There are many reasons why we have done as well as we have, and people have done a great job because of social distancing, and hand washing, and taking care of themselves, and we have a great healthcare delivery system here in the state. Because we’ve had a relatively known low number of cases, when people who do have COVID-19 show up in our hospitals, they get all the attention that they need because we have enough doctors, we have enough nurses, we have enough therapists to take care of them. We have enough drugs to take care of them. That is why we’ve had a lot of very successful outcomes for people who have gotten sick. However, if our numbers continue to increase then the finite resources we have in terms of healthcare resources get spread over a much larger population, and that means individuals who are sick are not able to get the same level of care.
We saw this happening in New York. We’ve seen it happening in Florida. We’ve seen it happen in Texas.
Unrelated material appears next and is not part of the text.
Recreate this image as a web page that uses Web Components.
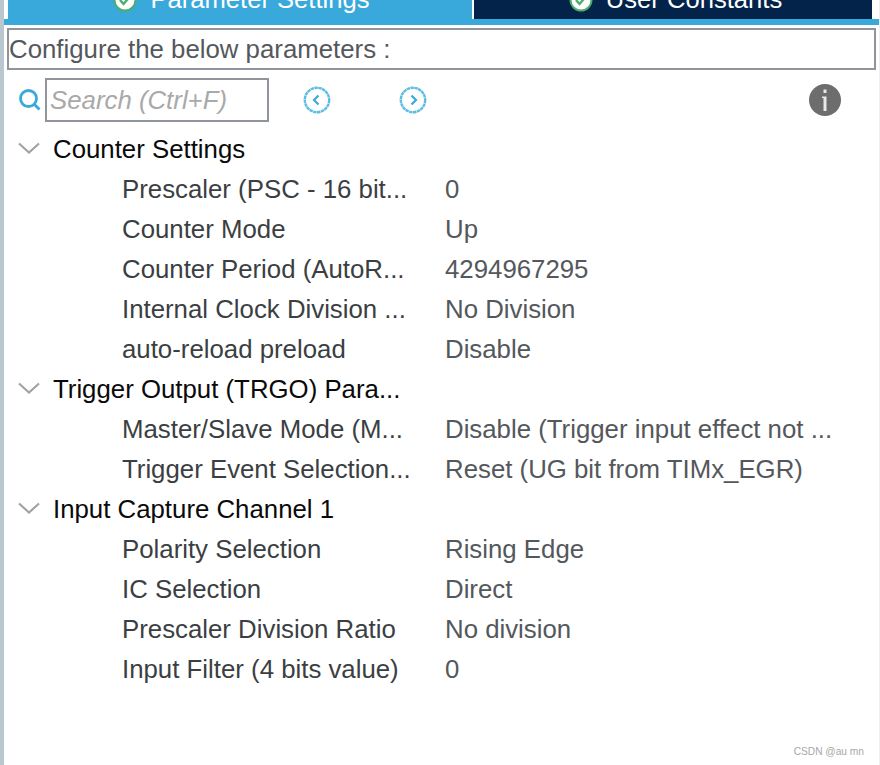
<!DOCTYPE html>
<html>
<head>
<meta charset="utf-8">
<style>
html,body{margin:0;padding:0;background:#fff;}
body{width:880px;height:765px;overflow:hidden;font-family:"Liberation Sans",Arial,sans-serif;}
</style>
</head>
<body>
<mx-panel>
  <mx-tabs></mx-tabs>
  <mx-config>Configure the below parameters :</mx-config>
  <mx-toolbar></mx-toolbar>
  <mx-group title="Counter Settings">
    <mx-param name="Prescaler (PSC - 16 bit..." value="0"></mx-param>
    <mx-param name="Counter Mode" value="Up"></mx-param>
    <mx-param name="Counter Period (AutoR..." value="4294967295"></mx-param>
    <mx-param name="Internal Clock Division ..." value="No Division"></mx-param>
    <mx-param name="auto-reload preload" value="Disable"></mx-param>
  </mx-group>
  <mx-group title="Trigger Output (TRGO) Para...">
    <mx-param name="Master/Slave Mode (M..." value="Disable (Trigger input effect not ..."></mx-param>
    <mx-param name="Trigger Event Selection..." value="Reset (UG bit from TIMx_EGR)"></mx-param>
  </mx-group>
  <mx-group title="Input Capture Channel 1">
    <mx-param name="Polarity Selection" value="Rising Edge"></mx-param>
    <mx-param name="IC Selection" value="Direct"></mx-param>
    <mx-param name="Prescaler Division Ratio" value="No division"></mx-param>
    <mx-param name="Input Filter (4 bits value)" value="0"></mx-param>
  </mx-group>
</mx-panel>
<script>
const panel_template = document.createElement('template');
panel_template.innerHTML = `
<style>
:host{
  display: block;
  position: relative;
  width: 880px;
  height: 765px;
  box-sizing: border-box;
  border-left: 4px solid #b9c7d0;
  border-right: 1px solid #f0f0f0;
  background: #fff;
}
.mark{
  position: absolute;
  right: 15px;
  bottom: 8px;
  font-size: 10.2px;
  color: #a8a8a8;
}
</style>
<slot></slot>
<div class="mark">CSDN @au mn</div>`;

class mxPanel extends HTMLElement{
  constructor(){
    super();
    this.attachShadow({mode:"open"});
    this.shadowRoot.appendChild(panel_template.content.cloneNode(true));
  }
}

const check_icon = `<svg width="24" height="24" viewBox="0 0 24 24"><circle cx="12" cy="12" r="10.5" fill="#fff" stroke="#4cae6a" stroke-width="2"/><path d="M7 12l3.5 4L17 8.5" fill="none" stroke="#4cae6a" stroke-width="2.4"/></svg>`;

const tabs_template = document.createElement('template');
tabs_template.innerHTML = `
<style>
:host{
  display: block;
  background: #fff;
}
#row{
  display: flex;
  height: 19px;
  padding-left: 4px;
}
.tab{
  box-sizing: border-box;
  height: 19px;
  overflow: hidden;
  display: flex;
  align-items: flex-end;
  justify-content: center;
  gap: 13px;
  font-size: 25.6px;
  line-height: 25px;
  color: #fff;
}
.tab span,.tab svg{
  flex: none;
  position: relative;
  top: -7px;
}
#one{
  width: 464px;
  padding-left: 3px;
  background: #39a9dc;
}
#two{
  width: 398px;
  margin-left: 2px;
  padding-left: 5px;
  background: #03234b;
}
#line{
  height: 6px;
  background: #39a9dc;
}
</style>
<div id="row">
  <div class="tab" id="one">${check_icon}<span>Parameter Settings</span></div>
  <div class="tab" id="two">${check_icon}<span>User Constants</span></div>
</div>
<div id="line"></div>`;

class mxTabs extends HTMLElement{
  constructor(){
    super();
    this.attachShadow({mode:"open"});
    this.shadowRoot.appendChild(tabs_template.content.cloneNode(true));
  }
}

const config_template = document.createElement('template');
config_template.innerHTML = `
<style>
:host{
  display: block;
  box-sizing: border-box;
  height: 42px;
  margin: 3px 3px 0 3px;
  border: 2px solid #8f959b;
  font-size: 25.8px;
  line-height: 38px;
  color: #54585c;
  white-space: nowrap;
}
</style>
<slot></slot>`;

class mxConfig extends HTMLElement{
  constructor(){
    super();
    this.attachShadow({mode:"open"});
    this.shadowRoot.appendChild(config_template.content.cloneNode(true));
  }
}

const toolbar_template = document.createElement('template');
toolbar_template.innerHTML = `
<style>
:host{
  display: flex;
  align-items: center;
  height: 44px;
  margin-top: 8px;
  margin-bottom: 7px;
  padding-left: 14px;
}
#search{
  box-sizing: border-box;
  width: 224px;
  height: 44px;
  margin-left: 4px;
  border: 2px solid #8f959b;
  padding-left: 3px;
  font-size: 25.8px;
  line-height: 40px;
  font-style: italic;
  color: #a9a9a9;
  white-space: nowrap;
}
#prev{ margin-left: 34px; }
#next{ margin-left: 68px; }
#info{ margin-left: 382px; }
svg{ flex: none; display: block; }
</style>
<svg width="23" height="24" viewBox="0 0 23 24"><circle cx="10.5" cy="10.5" r="8" fill="none" stroke="#39a9dc" stroke-width="2.8"/><path d="M16 16l5.5 5.5" stroke="#39a9dc" stroke-width="2.8"/></svg>
<div id="search">Search (Ctrl+F)</div>
<svg id="prev" width="28" height="28" viewBox="0 0 28 28"><circle cx="14" cy="14" r="12.2" fill="none" stroke="#5cbce4" stroke-width="2.4" stroke-dasharray="3.4 .5"/><path d="M15.500 9.500L11 14l4.500 4.500" fill="none" stroke="#39a9dc" stroke-width="2.2"/></svg>
<svg id="next" width="28" height="28" viewBox="0 0 28 28"><circle cx="14" cy="14" r="12.2" fill="none" stroke="#5cbce4" stroke-width="2.4" stroke-dasharray="3.4 .5"/><path d="M12.500 9.500L17 14l-4.500 4.500" fill="none" stroke="#39a9dc" stroke-width="2.2"/></svg>
<svg id="info" width="32" height="32" viewBox="0 0 32 32"><circle cx="16" cy="16" r="16" fill="#6d6d6d"/><rect x="14.500" y="5.500" width="3" height="3.500" fill="#e8e8e8"/><path d="M13 12.500H17.500V27H14.500V14H13z" fill="#e8e8e8"/></svg>`;

class mxToolbar extends HTMLElement{
  constructor(){
    super();
    this.attachShadow({mode:"open"});
    this.shadowRoot.appendChild(toolbar_template.content.cloneNode(true));
  }
}

const group_template = document.createElement('template');
group_template.innerHTML = `
<style>
:host{
  display: block;
}
#head{
  display: flex;
  align-items: center;
  height: 40px;
  padding-left: 14px;
  font-size: 25.8px;
  color: #0a0a0a;
  white-space: nowrap;
}
svg{
  flex: none;
  margin-right: 13px;
  position: relative;
  top: -1px;
}
</style>
<div id="head">
  <svg width="22" height="12" viewBox="0 0 22 12"><path d="M1 1.500l10 9 10-9" fill="none" stroke="#a3a3a3" stroke-width="2.200"/></svg>
  <span id="title"></span>
</div>
<slot></slot>`;

class mxGroup extends HTMLElement{
  constructor(){
    super();
    this.attachShadow({mode:"open"});
    this.shadowRoot.appendChild(group_template.content.cloneNode(true));
    this.shadowRoot.getElementById("title").innerText = this.getAttribute("title");
  }
}

const param_template = document.createElement('template');
param_template.innerHTML = `
<style>
:host{
  display: grid;
  grid-template-columns: 323px 1fr;
  height: 40px;
  line-height: 40px;
  padding-left: 118px;
  font-size: 25.8px;
  white-space: nowrap;
}
#name{ color: #3b3f43; }
#value{ color: #54585c; }
</style>
<span id="name"></span>
<span id="value"></span>`;

class mxParam extends HTMLElement{
  constructor(){
    super();
    this.attachShadow({mode:"open"});
    this.shadowRoot.appendChild(param_template.content.cloneNode(true));
    this.shadowRoot.getElementById("name").innerText = this.getAttribute("name");
    this.shadowRoot.getElementById("value").innerText = this.getAttribute("value");
  }
}

customElements.define("mx-panel", mxPanel);
customElements.define("mx-tabs", mxTabs);
customElements.define("mx-config", mxConfig);
customElements.define("mx-toolbar", mxToolbar);
customElements.define("mx-group", mxGroup);
customElements.define("mx-param", mxParam);
</script>
</body>
</html>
We saw it happen in Washington. So while we have a much better idea now of how to take care of people, there is still a finite number of resources to go around. We have a finite number of drugs we have, a finite number of personnel. So our concern is that if this infection rate continues to escalate, that we will not be able to provide the same level of care, simply because our resources get stretched too thin. We do not have enough drugs, we do not have enough other supplies, to take care of these people, and more people will die and our death rate will go up. Which will be tragic.
It is a pivotal moment in this pandemic. It is a pivotal moment in Hawaiʻi’s history of what is going on right now. Unless we as a state – and especially on Oʻahu because we’re doing much better on the neighbor islands, but on Oʻahu we really are at a critical point – and if we do not get this under control, we will have a lot more deaths and it will be people we know. It will be our families, it will be our neighbors, it will be our co-workers who are dying because we are not able to manage this disease. Which will be a real tragedy.